Вот на это придется отвечать.

— До завершения посещений по предписанным процедурам что-то решать невозможно. Я ценю лицензию на частную работу.

— Не дури, — строго говорит майор.

— Оно так и есть. Некоторые наши шалости простительны и понятны. Переход в иной статус отношений в процессе лечения — тут возникнет уйма вопросов. Это прямое нарушение правил.

— Идиоты! — бурчит майор Йоз, но насчет нарушения параграфов работы медперсонала он совершенно бессилен.

Анн помогает ему подняться с дивана, подхватывает рабочую сумку. Получает поцелуй в шею. Вот это напрасно: шея чувствительное место, надо было раньше целовать, и не только целовать. Или в следующий раз, башку бы ему содрать.

— До встречи, герр майор.

— Подумай, Анни. Это хорошее предложение. И честное.

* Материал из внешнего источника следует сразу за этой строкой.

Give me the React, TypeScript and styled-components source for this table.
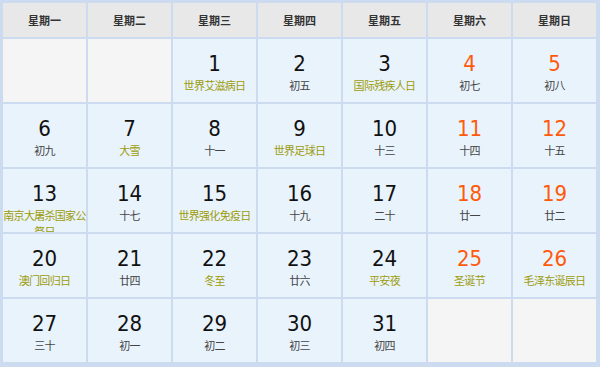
import React from 'react';
import styled, { createGlobalStyle } from 'styled-components';

interface Day {
  day: number;
  note: string;
  festival?: boolean;
}

const GlobalStyle = createGlobalStyle`
  html, body {
    margin: 0;
    padding: 0;
    background: #fff;
  }
`

const Calendar = styled.div`
  width: 600px;
  height: 367px;
  box-sizing: border-box;
  padding: 3px 4px 5px 3px;
  background: #cddbf0;
  display: grid;
  grid-template-columns: repeat(7, 83px);
  grid-template-rows: 34px repeat(5, 63px);
  gap: 2px;
  font-family: "DejaVu Sans", "Noto Sans CJK SC", sans-serif;
`

const HeadCell = styled.div`
  background: #e8e8e8;
  display: flex;
  align-items: center;
  justify-content: center;
  font-family: "Noto Sans CJK SC", sans-serif;
  font-size: 11px;
  font-weight: 700;
  color: #333;
`

const Cell = styled.div<{ $empty?: boolean }>`
  background: ${p => (p.$empty ? '#f5f5f5' : '#e9f3fc')};
  overflow: hidden;
  padding-top: 12px;
  box-sizing: border-box;
  text-align: center;
`

const Num = styled.div<{ $weekend?: boolean }>`
  font-family: "DejaVu Sans Condensed", "DejaVu Sans", sans-serif;
  font-size: 22px;
  line-height: 26px;
  color: ${p => (p.$weekend ? '#ff5a0a' : '#111')};
`

const Note = styled.div<{ $festival?: boolean }>`
  font-family: "Noto Sans CJK SC", sans-serif;
  font-size: 11px;
  line-height: 16px;
  letter-spacing: -0.7px;
  color: ${p => (p.$festival ? '#9c9c0a' : '#444')};
`

const heads = ['星期一', '星期二', '星期三', '星期四', '星期五', '星期六', '星期日'];

const f = (day: number, note: string): Day => ({ day, note, festival: true });
const l = (day: number, note: string): Day => ({ day, note });

const cells: (Day | null)[] = [
  null, null, f(1, '世界艾滋病日'), l(2, '初五'), f(3, '国际残疾人日'), l(4, '初七'), l(5, '初八'),
  l(6, '初九'), f(7, '大雪'), l(8, '十一'), f(9, '世界足球日'), l(10, '十三'), l(11, '十四'), l(12, '十五'),
  f(13, '南京大屠杀国家公祭日'), l(14, '十七'), f(15, '世界强化免疫日'), l(16, '十九'), l(17, '二十'), l(18, '廿一'), l(19, '廿二'),
  f(20, '澳门回归日'), l(21, '廿四'), f(22, '冬至'), l(23, '廿六'), f(24, '平安夜'), f(25, '圣诞节'), f(26, '毛泽东诞辰日'),
  l(27, '三十'), l(28, '初一'), l(29, '初二'), l(30, '初三'), l(31, '初四'), null, null,
];

export default function App() {
  return (
    <>
      <GlobalStyle />
      <Calendar>
        {heads.map(h => <HeadCell key={h}>{h}</HeadCell>)}
        {cells.map((c, i) =>
          c ? (
            <Cell key={i}>
              <Num $weekend={i % 7 >= 5}>{c.day}</Num>
              <Note $festival={c.festival}>{c.note}</Note>
            </Cell>
          ) : (
            <Cell key={i} $empty />
          )
        )}
      </Calendar>
    </>
  );
}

Вот что тут думать? Анн проходит через комнату с канцелярскими столами, вежливо кивает, отвечая на прощальные кивки чиновников и секретарш. Что вот они думают — знают ли, что медицинен-сестра искусна во многих видах массажа? Если не знают, то наверняка придумывают даже большее, чем есть на самом деле. Люди, они такие. Но дисциплина — это святое, сплетничать будут только шепотом и в самом узком кругу. Так что плевать, что они думают. И плевать, что думает Йоз. Он неплохой халь-дойч, получше многих. Щедрый. Но переходить в личные медицинен-служанки Анн не будет. В сущности, многие выпускницы Медхеншуле о таком бы мечтали, это редкое предложение, оформление разрешения будет стоить майору уйму марок. Отдельная комната в хорошей квартире, снисходительный хозяин-любовник, спокойная городская жизнь. Пара долг-лендов с зачатием от не самого худшего мужчины. Недурно. Но вряд ли, очень вряд ли. Анна Драй-Фир слишком далеко зашла, назад уже не выскочить. И потом, она слишком любит удовольствия и свободу, пусть и всего лишь на час в день, но это роскошный порок, от такой испорченности не отказываются.

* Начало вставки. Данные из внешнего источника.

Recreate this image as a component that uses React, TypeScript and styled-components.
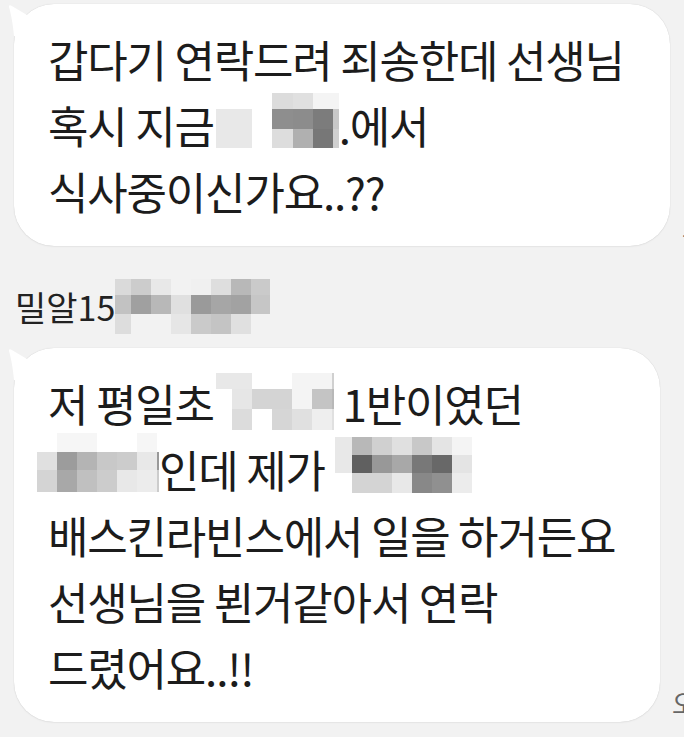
import React from "react";
import styled, { createGlobalStyle } from "styled-components";

const GlobalStyle = createGlobalStyle`
  html, body {
    margin: 0;
    padding: 0;
    background: #f2f2f2;
    overflow: hidden;
  }
  body {
    font-family: "Noto Sans CJK KR", Roboto, sans-serif;
    color: #1c1c1c;
  }
`;

const StyledChat = styled.div`
  width: 684px;
  height: 737px;
  overflow: hidden;
  box-sizing: border-box;
  padding: 4px 0 0 14px;
  display: flex;
  flex-direction: column;
`;

const MessageRow = styled.div`
  display: flex;
  align-items: flex-end;
  gap: 12px;
`;

const Bubble = styled.div<{ $width: number }>`
  position: relative;
  flex-shrink: 0;
  width: ${(p) => p.$width}px;
  box-sizing: border-box;
  padding: 22px 20px 22px 34px;
  background: #fff;
  border-radius: 40px;
  box-shadow: 0 0 1px rgba(0, 0, 0, 0.2), 0 1px 2px rgba(0, 0, 0, 0.04);

  /* the little spike at the top-left corner */
  &::before {
    content: "";
    position: absolute;
    left: -6px;
    top: 0;
    width: 26px;
    height: 32px;
    background: #fff;
    clip-path: path("M6 32 C5 20 3 10 1 3 Q0.5 0.5 3 1.5 L24 14 L24 32 Z");
  }
`;

const Line = styled.div`
  height: 66px;
  line-height: 66px;
  font-size: 44px;
  letter-spacing: -1.2px;
  white-space: nowrap;
`;

const Time = styled.span`
  flex-shrink: 0;
  white-space: nowrap;
  font-size: 26px;
  line-height: 26px;
  color: #666;
  margin-bottom: 6px;
`;

const Sender = styled.div`
  display: flex;
  align-items: center;
  margin: 33px 0 14px 1px;
  font-size: 34px;
  line-height: 34px;
  color: #222;
`;

// inline-block + overflow hidden: baseline is the bottom edge, so the drop is exact
const MosaicBox = styled.span<{ $drop: number; $shift: number; $inline: boolean }>`
  display: inline-block;
  overflow: hidden;
  vertical-align: -${(p) => p.$drop}px;
  margin: ${(p) => (p.$inline ? "-24px" : "0")} 0 0 ${(p) => p.$shift}px;
  letter-spacing: 0;
`;

const MosaicGrid = styled.span<{ $cols: string; $rows: string }>`
  display: grid;
  grid-template-columns: ${(p) => p.$cols};
  grid-template-rows: ${(p) => p.$rows};
`;

const Cell = styled.span<{ $tone: string }>`
  background: ${(p) => (p.$tone ? `#${p.$tone}${p.$tone}${p.$tone}` : "transparent")};
`;

type MosaicData = { cols: number[]; rows: number[]; cells: string[][] };

const Mosaic = ({
  data,
  drop = 0,
  shift = 2,
  inline = true,
}: {
  data: MosaicData;
  drop?: number;
  shift?: number;
  inline?: boolean;
}) => (
  <MosaicBox $drop={drop} $shift={shift} $inline={inline}>
    <MosaicGrid
      $cols={data.cols.map((c) => c + "px").join(" ")}
      $rows={data.rows.map((r) => r + "px").join(" ")}
    >
      {data.cells.map((row, i) =>
        row.map((tone, j) => <Cell key={i + "-" + j} $tone={tone} />)
      )}
    </MosaicGrid>
  </MosaicBox>
);

const placeMosaic: MosaicData = {
  cols: [36, 20, 21, 20, 20, 6],
  rows: [16, 20, 19],
  cells: [
    ["", "", "dc", "e0", "f4", "f4"],
    ["e8", "", "8e", "8c", "7c", "c8"],
    ["e8", "", "dd", "b0", "77", "d0"],
  ],
};

const nameMosaic: MosaicData = {
  cols: [16, 20, 20, 20, 20, 20, 20, 19],
  rows: [16, 19, 20],
  cells: [
    ["da", "cc", "e8", "", "f0", "de", "b8", "ca"],
    ["c2", "a0", "b8", "e0", "9a", "a6", "a2", "c6"],
    ["dd", "", "", "e6", "ca", "c4", "e0", ""],
  ],
};

const classMosaic: MosaicData = {
  cols: [16, 20, 20, 20, 20, 20, 2],
  rows: [16, 20, 21],
  cells: [
    ["e8", "e8", "", "", "f4", "f4", "d0"],
    ["", "e6", "d4", "d4", "f4", "c4", "b8"],
    ["", "dc", "", "d6", "e0", "ee", "e0"],
  ],
};

const studentMosaic: MosaicData = {
  cols: [20, 20, 20, 20, 20, 20, 2],
  rows: [19, 18, 22],
  cells: [
    ["", "f6", "f6", "", "", "f6", ""],
    ["e0", "9c", "b4", "c8", "cc", "e8", "99"],
    ["d4", "a8", "c0", "cc", "e8", "ec", "cc"],
  ],
};

const storeMosaic: MosaicData = {
  cols: [17, 20, 20, 20, 20, 20, 20],
  rows: [18, 18, 20],
  cells: [
    ["e8", "b8", "d0", "e0", "c8", "e4", "f4"],
    ["e8", "60", "98", "a8", "78", "68", "e4"],
    ["", "d4", "d4", "e8", "88", "90", "ec"],
  ],
};

const App = () => {
  return (
    <>
      <GlobalStyle />
      <StyledChat>
        <MessageRow>
          <Bubble $width={656}>
            <Line>갑다기 연락드려 죄송한데 선생님</Line>
            <Line>
              혹시 지금
              <Mosaic data={placeMosaic} drop={4} />
              .에서
            </Line>
            <Line>식사중이신가요..??</Line>
          </Bubble>
          <Time>오후 2:41</Time>
        </MessageRow>

        <Sender>
          밀알15
          <Mosaic data={nameMosaic} shift={0} inline={false} />
        </Sender>

        <MessageRow>
          <Bubble $width={646}>
            <Line>
              저 평일초
              <Mosaic data={classMosaic} drop={8} /> 1반이였던
            </Line>
            <Line>
              <Mosaic data={studentMosaic} drop={4} shift={-11} />
              인데 제가 <Mosaic data={storeMosaic} drop={5} />
            </Line>
            <Line>배스킨라빈스에서 일을 하거든요</Line>
            <Line>선생님을 뵌거같아서 연락</Line>
            <Line>드렸어요..!!</Line>
          </Bubble>
          <Time>오후 2:42</Time>
        </MessageRow>
      </StyledChat>
    </>
  );
};

export default App;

Четыре марки, сунутые щедрым майором в карман служебной сумки, сразу же переложились в платье. Анн быстро шла по теневой стороне улицы. Все еще палит, но скоро солнце смягчится. Вообще работать в самую жару в городе — весьма разумная идея, тут много спасительной тени. Еще один пациент, и переходим к главным делам.


Анн работает с мужской, видавшей виды шеей, убирает «закостенелость» и поддакивает болтовне хозяина. Здесь всё просто, старикану просто скучно. Служанки нет, в гаштет-клаб не таскается по причине возраста, но отставник весьма заслуженный, многознающий. А сплетни — это всегда важно.